Ontem aproveitei um fio de sol para me sentar num banco da praça Cidade de Dili, nos Olivais Sul, onde me demorei tantas manhãs durante o Verão, à sombra de árvore frondosa, secretamente implorando a benevolência dos pássaros. Regressado de férias, reparei que no empedrado da praça tinham irrompido ervas bravas de alguma envergadura.
Certa manhã, estava sentado a ler “Pedra e Sombra”, o magnífico romance do curdo Burhan Sonmez, cuja obra lhe tem granjeado o reconhecimento da crítica e dos leitores e a animosidade de sectores mais obscurantistas da sociedade turca. Burhan foi várias vezes preso e torturado pelas forças policiais de Istambul, e, por isso, obrigado ao exílio no Reino Unido. É actualmente presidente do Pen Internacional.
“Pedra e Sombra” leva-nos pelos tantos nomes de Istambul, avançando e recuando no tempo histórico, magnífica encruzilhada de religiões e de impérios que num rumor fundo se entrançam com os seus perfumados nomes. Vai uma criança perdida de sua mãe, cantando a palavra mãe em todas as línguas que apanha no vento e, num lugar de mortos, no cemitério de Merkez Efendi, renasce para o mundo, escutando a rádio e a palavra de um mestre talhador de túmulos. É o leitor levado a planaltos da Mesopotâmia, a colégios femininos ou hospitais de Istambul, às margens do Eufrates, a Damasco sob o comando francês, o tempo avançando e recuando, o menino Advo acolhido por um mestre talhador de túmulos é agora mestre, também, e envelhece moldando o mármore no cemitério de Merkez Efendi. Ávido de abarcar a sabedoria do mundo, talhando pedras tumulares e olhando o céu estrelado de Istambul, a rádio sempre acesa junto à fogueira, ele deita-se a páginas tantas, único habitante da cidade dos mortos, e adormeceu, caindo dentro de um sonho.

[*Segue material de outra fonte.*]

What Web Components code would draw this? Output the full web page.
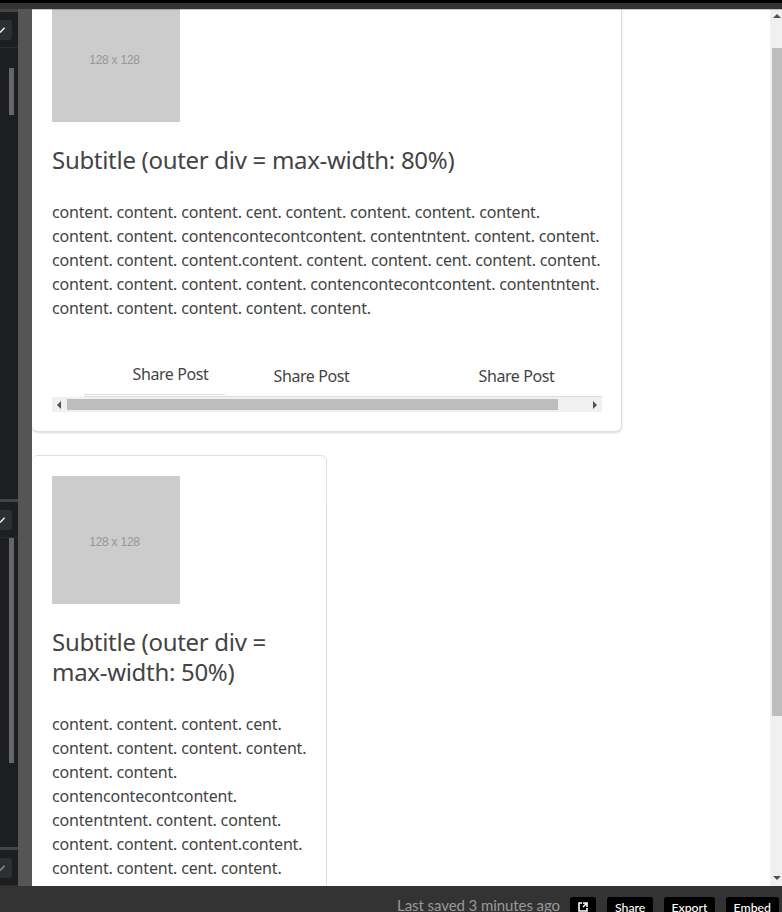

Nesta altura do livro eu já tinha reparado que umas ervas mais altas e mais esguias cresciam junto ao banco da praça Cidade de Dili onde me sentava. De tal modo que, em poucos dias, a erva brava era já arbusto, rompendo entre duas tábuas do banco. Cheguei a pensar que aquele arbusto seria árvore e daria, findo o verão, uma sombra propícia à minha altura, a copa rente ao meu ombro. Deixai que vos leia, entretanto, duas linhas da página 158 de “Pedra e Sombra”, que me prenderam a atenção na última manhã em que me sentei naquele banco: “Avdo acordou com uma sede que lhe queimava a garganta. (…) Levantou-se e dirigiu-se a passo lento à fonte, encostou a boca ao jorro de água fresca e bebeu abundantemente. (…) Sentiu que as folhas de erva de que não se apercebera lhe acariciavam os tornozelos. Aquilo significava que, no sonho, a erva crescia mais depressa. Dar-se-ia o caso de o tempo ser ali medido pela erva?”.
Fiz uma dobra ao alto da página 158. Haveria de voltar àquela passagem que tanto me perturbara. Na manhã seguinte, talvez alertados por um morador que, detrás de um reposteiro, me vira fotografando a erva que queria ser árvore, alguém cortou rente a erva bravia que parecia crescer para ser sombra das minhas leituras.